I only joined just over half-way through that decade (I wrote some crappy LP retrospectives that Chris Aylen graciously didn’t delete on sight on April 2000 for Spine Magazine)—freelance for Crooked only commenced from mid 2004, leading to a full-time role from January 2006. Ah, memories. There was little like Crooked Tongues before (Nikepark, Shoe Trends and Altsnks were ill though). Were it not for the trusting minds behind the site, my life would be significantly shittier right now. For that, I’m eternally grateful to Russ and the duo of Christophers. I don’t care a fuck for what you think of it now, nor that you’re “over” sports footwear, but Crooked changed the game. The big dogs paid attention. In many ways, it may have been partially responsible for the boom in theme pack “limited” crap, as brands started to take more and more attention to the sneaker weirdos. You may not see overt linkage to it here (it’s my day job), but I’m immensely proud and honoured to be involved. When it happens to piss brands and retailers off, I’m even prouder of it.

From wandering to the site (and ‘Cavemilk’s) launch party at the Great Eastern Hotel in January 2001, wearing Zoo York and Wallees, to the 2004 BBQ, an attempt to capture a “block party” vibe (which I believe, was originally meant to be in a basketball court according to nascent planning), to the April 2005 DMPHI book lunch, to the 2005 BBQ in the same venue as the year before, to the adidas ‘Black Monday’ 2006 event, to the BBK 2007 BBQ, to 2009’s party, the real-world events have been remarkable, forging more than a handful of friendships.

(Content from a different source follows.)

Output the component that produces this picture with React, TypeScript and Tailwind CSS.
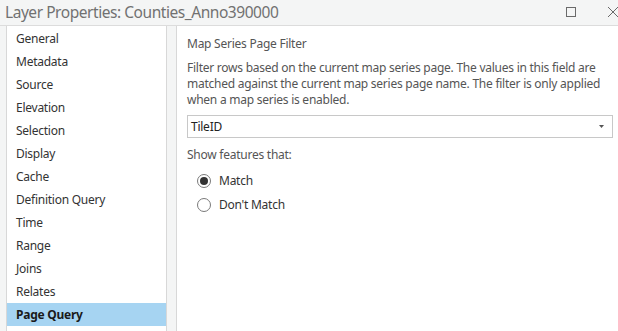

While the food will run out fast, and people will angrily text me for being left waiting outside, I hope tomorrow’s tenth anniversary BBQ will be equally memorable. Still, at least we’ve got goodie bags to give away.

Digression Two

C-Law posting up the House33 New Balance 576 recently reminded me I’ve still got my one of ones in the loft. I can give or take the orange laces, but the carbon effect ‘N’ and forefoot is a winner. Can’t forget the PUMA Clyde ‘Warnett’ edition either. The stitched rather than printed lettering makes me love these an awful lot. Like I said, Crooked has afforded me some excellent opportunities.

Digression Three

I’m collating some examples of Slayer self-harm (plus a more professional but equally disturbing ankle scar artwork). These guys really mean it more than Jimmy, Cam, Freeky and Juelz ever did. The chap in the ‘Live Intrusion’ who gets it carved on his inner forearm in the ‘Live Intrusion’ VHS gets extra points for having rubbing alcohol ignited to cauterise the wound. Flaming Slayer skin slashes aren’t big or clever, but I find it an oddly inspiring act of devotion. If you want to leave negative comments surrounding self-harm scarification glorification, I suggest you keep it to yourself-maybe you could carve it onto your thigh or forearm instead. With Slayer, it’s never a cry for help—it’s just a thrash metal war wound.